The Wall Street Journal’s Damian Paletta, citing “people familiar with the matter,” writes of a showdown between FDIC Chief Sheila Bair and CitiGroup CEO Vikram Pandit. Basically, if the story is to be believed, Bair is the only federal regulator who is pushing to rein in the giant bank—and to ditch its CEO.
It may not be coincidental that Bair’s agency has the most exposure to Citi losses, having agreed to an unprecedented $300 billion “loss sharing” deal.
The story has its juicy bits, including the claim that, after Bair backed a surprise takeover of Wachovia by Wells Fargo over Citi’s bid, Pandit unleashed obscenities about her during a 2 a.m. conference call. But the story’s main points are all about policy—and the important question of just who gets to oversee a colossus like Citi. It’s clear who the bank prefers:
“The FDIC is our tertiary regulator,” behind the Office of the Comptroller of the Currency and the Federal Reserve, said Ned Kelly, Citigroup’s chief financial officer.
The bank is too big to fail, too big to succeed, and too big to regulate, it seems. Kelly left out the 50 state insurance commissioners who regulated Citi’s various insurance subsidiaries until it sold those in 2005, and arguably should have been allowed to regulate the credit default swaps (insurance by another name) in which its finance arms and hedge funds involved themselves.

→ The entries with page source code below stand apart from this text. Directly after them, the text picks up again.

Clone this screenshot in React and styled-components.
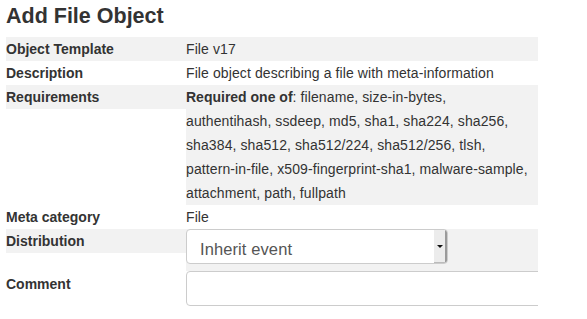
import React from 'react';
import styled, { createGlobalStyle } from 'styled-components';

const GlobalStyle = createGlobalStyle`
  body {
    margin: 0;
    background: #fff;
    font-family: "Liberation Sans", Arial, sans-serif;
    color: #333;
  }
`;

const Page = styled.div`
  padding: 0 0 0 6px;
  width: 532px;
  overflow: hidden;
`;

const Title = styled.h2`
  margin: 4px 0 9px;
  font-size: 21.5px;
  line-height: 24px;
  font-weight: bold;
  color: #333;
`;

const Table = styled.div`
  display: grid;
  grid-template-columns: 180px minmax(0, 1fr);
  align-items: start;
  font-size: 14px;
  line-height: 24px;
  letter-spacing: 0.1px;
`;

const Label = styled.div`
  font-weight: bold;
  height: 24px;
  line-height: 24px;
  letter-spacing: 0;
  background: ${p => (p.$shade ? '#f2f2f2' : 'transparent')};
`;

const Value = styled.div`
  min-height: 24px;
  background: ${p => (p.$shade ? '#f2f2f2' : 'transparent')};
`;

const Strong = styled.strong`
  font-weight: bold;
  letter-spacing: 0;
`;

const SelectBox = styled.div`
  display: flex;
  align-items: center;
  width: 262px;
  height: 35px;
  margin-bottom: 7px;
  box-sizing: border-box;
  border: 1px solid #ccc;
  border-radius: 4px;
  background: #fff;
  font-size: 16.5px;
  color: #555;
  overflow: hidden;
`;

const SelectText = styled.span`
  flex: 1;
  padding: 4px 0 0 13px;
`;

const SelectArrow = styled.span`
  position: relative;
  width: 11px;
  align-self: stretch;
  background: #ececec;
  border-right: 2px solid #9a9a9a;
  border-bottom: 1px solid #bbb;

  &::after {
    content: '';
    position: absolute;
    left: 3px;
    top: 15px;
    border-left: 3px solid transparent;
    border-right: 3px solid transparent;
    border-top: 3px solid #111;
  }
`;

const TextInput = styled.div`
  width: 400px;
  height: 35px;
  box-sizing: border-box;
  border: 1px solid #ccc;
  border-radius: 4px;
  background: #fff;
`;

const CommentLabel = styled(Label)`
  height: 35px;
  line-height: 27px;
`;

const requirements = [
  'filename, size-in-bytes,',
  'authentihash, ssdeep, md5, sha1, sha224, sha256,',
  'sha384, sha512, sha512/224, sha512/256, tlsh,',
  'pattern-in-file, x509-fingerprint-sha1, malware-sample,',
  'attachment, path, fullpath',
];

const App = () => {
  return (
    <>
      <GlobalStyle />
      <Page>
        <Title>Add File Object</Title>
        <Table>
          <Label $shade>Object Template</Label>
          <Value $shade>File v17</Value>

          <Label>Description</Label>
          <Value>File object describing a file with meta-information</Value>

          <Label $shade>Requirements</Label>
          <Value $shade>
            <Strong>Required one of</Strong>:{' '}
            {requirements.map((line, i) => (
              <React.Fragment key={i}>
                {i > 0 && <br />}
                {line}
              </React.Fragment>
            ))}
          </Value>

          <Label>Meta category</Label>
          <Value>File</Value>

          <Label $shade>Distribution</Label>
          <Value $shade>
            <SelectBox>
              <SelectText>Inherit event</SelectText>
              <SelectArrow />
            </SelectBox>
          </Value>

          <CommentLabel>Comment</CommentLabel>
          <Value>
            <TextInput />
          </Value>
        </Table>
      </Page>
    </>
  );
};

export default App;
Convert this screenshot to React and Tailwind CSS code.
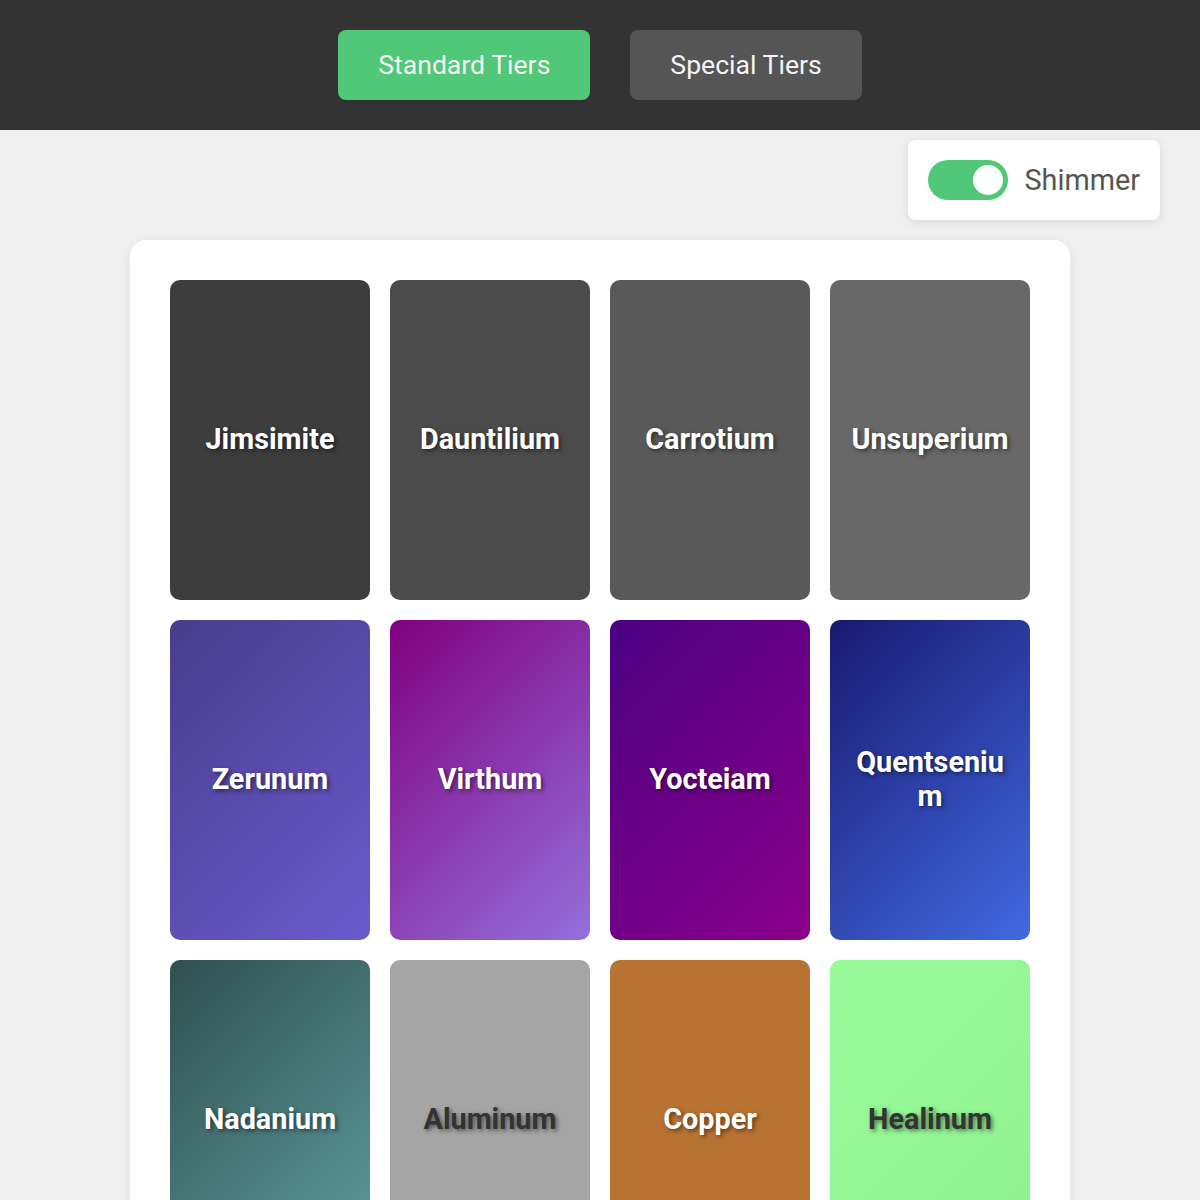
import React, { useState } from "react";

const tiers = [
  { name: "Jimsimite", bg: "bg-[#3d3d3d]", text: "text-white" },
  { name: "Dauntilium", bg: "bg-[#4b4b4b]", text: "text-white" },
  { name: "Carrotium", bg: "bg-[#595959]", text: "text-white" },
  { name: "Unsuperium", bg: "bg-[#686868]", text: "text-white" },
  { name: "Zerunum", bg: "bg-[linear-gradient(135deg,#483d8b,#6a5acd)]", text: "text-white" },
  { name: "Virthum", bg: "bg-[linear-gradient(135deg,#800080,#9370db)]", text: "text-white" },
  { name: "Yocteiam", bg: "bg-[linear-gradient(135deg,#4b0082,#8b008b)]", text: "text-white" },
  { name: "Quentsenium", bg: "bg-[linear-gradient(135deg,#191970,#4169e1)]", text: "text-white" },
  { name: "Nadanium", bg: "bg-[linear-gradient(135deg,#2f4f4f,#5f9ea0)]", text: "text-white" },
  { name: "Aluminum", bg: "bg-[#a5a5a5]", text: "text-[#333333]" },
  { name: "Copper", bg: "bg-[#b87333]", text: "text-white" },
  { name: "Healinum", bg: "bg-[linear-gradient(135deg,#98fb98,#90f090)]", text: "text-[#333333]" },
];

function TierCard({ tier }) {
  return (
    <div
      className={`h-[320px] rounded-[10px] ${tier.bg} flex items-center justify-center p-5`}
    >
      <span
        className={`block w-full text-center break-words font-bold text-[28.8px] leading-[34px] -mt-[2px] ${tier.text} [text-shadow:2px_2px_4px_rgba(0,0,0,0.5)]`}
      >
        {tier.name}
      </span>
    </div>
  );
}

export default function App() {
  const [tab, setTab] = useState("standard");
  const [shimmer, setShimmer] = useState(true);

  return (
    <div className="min-h-[1200px] bg-[#f0f0f0] font-['Roboto',sans-serif]">
      <header className="h-[130px] bg-[#333333] flex items-center justify-center gap-10">
        <button
          onClick={() => setTab("standard")}
          className={`h-[70px] px-10 rounded-lg text-[26.6px] leading-[30px] text-[#f4f4f4] ${
            tab === "standard" ? "bg-[#50c878]" : "bg-[#555555]"
          }`}
        >
          Standard Tiers
        </button>
        <button
          onClick={() => setTab("special")}
          className={`h-[70px] px-10 rounded-lg text-[26.6px] leading-[30px] text-[#f4f4f4] ${
            tab === "special" ? "bg-[#50c878]" : "bg-[#555555]"
          }`}
        >
          Special Tiers
        </button>
      </header>

      <div className="flex justify-end pr-10 pt-[10px]">
        <div className="h-20 bg-white rounded-lg px-5 flex items-center gap-[17px] shadow-[0_2px_10px_rgba(0,0,0,0.1)]">
          <button
            onClick={() => setShimmer(!shimmer)}
            className={`w-20 h-10 rounded-full flex items-center px-[5px] ${
              shimmer ? "bg-[#50c878] justify-end" : "bg-[#cccccc] justify-start"
            }`}
          >
            <span className="w-[30px] h-[30px] rounded-full bg-white" />
          </button>
          <span className="text-[28.8px] leading-[34px] text-[#555555]">Shimmer</span>
        </div>
      </div>

      <main className="w-[940px] mx-auto mt-5 bg-white rounded-2xl p-10 shadow-[0_2px_10px_rgba(0,0,0,0.08)]">
        <div className="grid grid-cols-4 gap-5">
          {tiers.map((t) => (
            <TierCard key={t.name} tier={t} />
          ))}
        </div>
      </main>
    </div>
  );
}
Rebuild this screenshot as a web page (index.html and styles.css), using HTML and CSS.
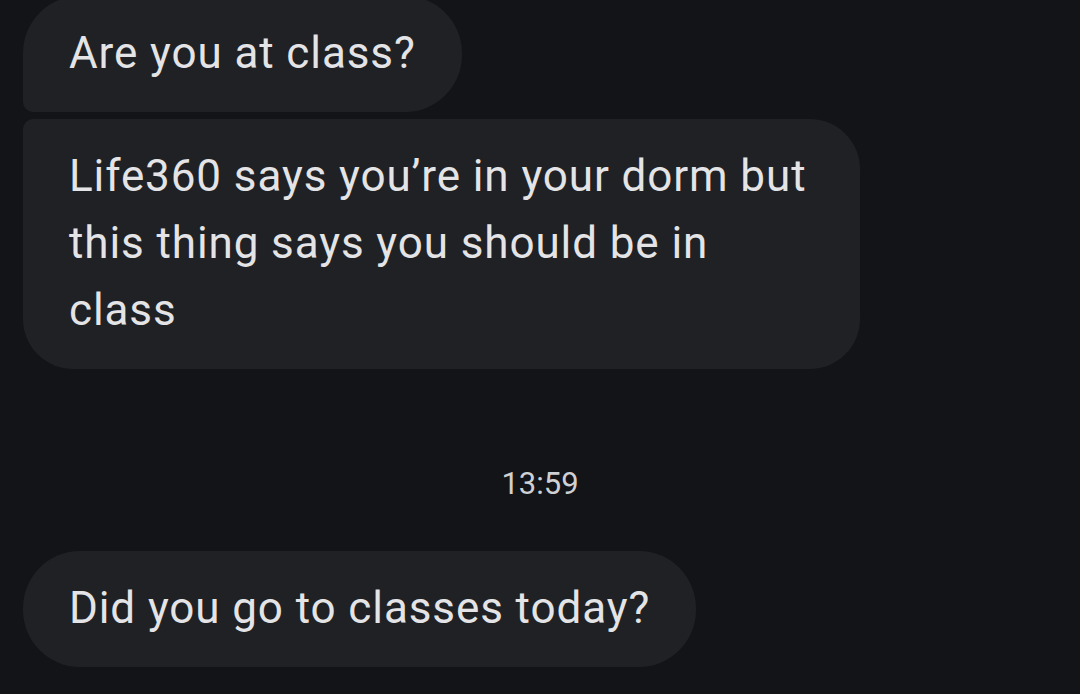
FILE: index.html
```html
<!DOCTYPE html>
<html lang="en">
<head>
<meta charset="utf-8">
<title>Messages</title>
<link rel="stylesheet" href="styles.css">
</head>
<body>
<main class="thread">
  <div class="group">
    <div class="bubble first">Are you at class?</div>
    <div class="bubble last">Life360 says you’re in your dorm but<br>this thing says you should be in<br>class</div>
  </div>
  <div class="stamp">13:59</div>
  <div class="group">
    <div class="bubble single">Did you go to classes today?</div>
  </div>
</main>
</body>
</html>
```

FILE: styles.css
```css
html, body {
  margin: 0;
  padding: 0;
  background: #121417;
  height: 100%;
  overflow: hidden;
}

.thread {
  display: flex;
  flex-direction: column;
  font-family: Roboto, "Noto Sans", sans-serif;
  color: #e4e4e7;
}

.group {
  display: flex;
  flex-direction: column;
  align-items: flex-start;
  gap: 7px;
  padding-left: 23px;
}

.group:first-child {
  margin-top: -4px;
}

.bubble {
  background: #1f2124;
  font-size: 44px;
  letter-spacing: 0.9px;
  line-height: 67px;
  padding: 24px 46px 25px 46px;
  border-radius: 57px;
}

.bubble.first {
  border-bottom-left-radius: 10px;
}

.bubble.last {
  border-radius: 10px 50px 50px 50px;
  padding-right: 54px;
}

.stamp {
  align-self: center;
  font-size: 31px;
  line-height: 40px;
  color: #cfd0d3;
  margin-top: 95px;
  margin-bottom: 47px;
}
```
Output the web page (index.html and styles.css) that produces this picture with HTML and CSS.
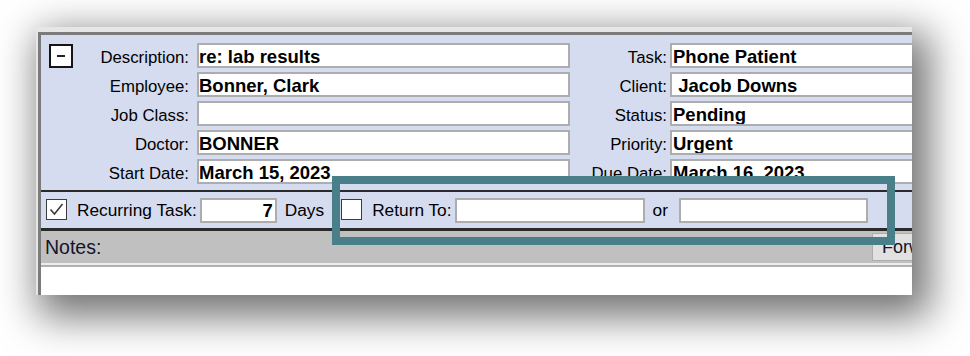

Citi is not an academic issue. As the WSJ reminds us, we all own 34 percent of it now. And this “turf battle” among the regulators is also relevant, if not well-timed:
The FDIC’s aggressive stance comes just ahead of the Obama administration’s big revamp of financial oversight, which is expected in mid-June. Several regulators, including the FDIC, are hoping to win additional powers, and some may end up losing authority.
Root for Bair, I think. Back during the last banking scandal, the one populated by quaint little billion-dollar S&Ls filled with what now look like minor-league crooks, FDIC officials seized them despite their executives’ protests. The S&Ls each in turn claimed to be solvent; the FDIC, according to its investigator at the time, “knew they were lying.”
This time it’s different, not because the banks aren’t lying about their solvency, but because they’re now so powerful they can scare the government into propping them up.
Citi is like an elephant, its regulators like the proverbial blind men who strained to describe it by touch.
Bair has her hand near the beast’s business end, though, and her nose seems to be telling her something her fellows ought to be smelling by now.